[EM] Ranked Preferences, example calculations

Juho juho4880 at yahoo.co.uk
Mon Oct 30 15:13:26 PST 2006


A general comment on this discussion thread.

I think what we would need here is few more well defined concepts to  
help us defining what we mean. The first term I'd like to see defined  
is a concept that I might call competitiveness. I have seen different  
people using different terms when referring to this or related concepts.

Competitive election is an election where voters do their best to  
make their side win. A non-competitive election is one where voters  
are just happy to express their opinions and then see who won (and be  
happy with whatever the result, with no interest to influence the  
outcome more than what they did when giving their genuine opinion).

One example from real life, asking some questions from a voter before  
the US presidential elections.
Q: Which of the candidates would be the best  president?
A: Independent candidate C.
Q: Whom are you going to vote in the elections?
A: Major party candidate A, since C has no chance of winning and A is  
a far better choice than B of the other major party.

Two very similar questions (who should be the president) with two  
quite different answers. In the first (non-competitive) case the  
voter just told her opinion. In the second (competitive) case it was  
obvious to her that she should not vote her favourite but she should  
maximise the effect of her vote.

Well, she could also have thought that this is how a two-party system  
works and how voters are supposed to behave. But in the second case  
she anyway probably felt that the other side is also going to do  
their best to make their candidate win, and so should she do as well,  
at least to balance the situation. She was thus competitive.

Maybe the definition above is not perfects. But I'd anyway like to  
see some stable definitions of this or related terms so that we could  
better discuss e.g. the characteristics of Range, Condorcet, Ranked  
Preferences etc.

It is typical to Range that it can behave in different ways in  
different situations, sometimes approximating Approval, sometimes  
using the different strengths in a more evenly distributed way.

Condorcet characteristically behaves in a relatively stable way in  
both competitive and non-competitive situations. It has however the  
known risks of strategic voting in some extreme situations (that I  
think are not that common in large public elections).

Juho Laatu



P.S. Another related concept and story just for your fun.

How to elect two candidates (using e.g. Condorcet):

Boxing team of two members
- elect the first member from A, B, C and D
- elect the second member from the remaining candidates using the old  
ballots (or by arranging a new election with new ballots)

Two colours in an advertisement
- elect one of the combinations of two candidates (AB, AC, AD, BC, BD  
and CD)

Elect a two-member team to represent our town in a meeting.
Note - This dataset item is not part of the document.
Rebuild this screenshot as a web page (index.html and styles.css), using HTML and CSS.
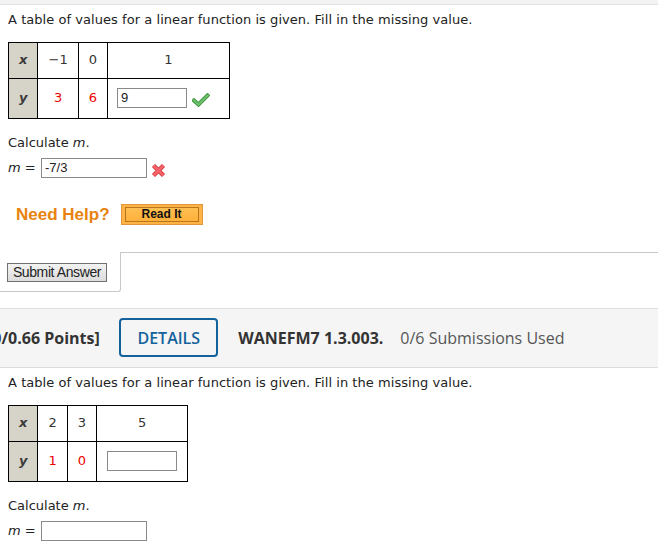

Candiates  
are supposed to represent the whole city in a balanced way.  
Candidates A and B are democrats (55%). C and D are republicans (45%).
- don't use either of the methods above, use something proportional  
instead
- the likely outcome of either method would be election of two democrats

This is just to demonstrate that there are different methods for  
different needs, just like in the competitive vs. non-competitive case.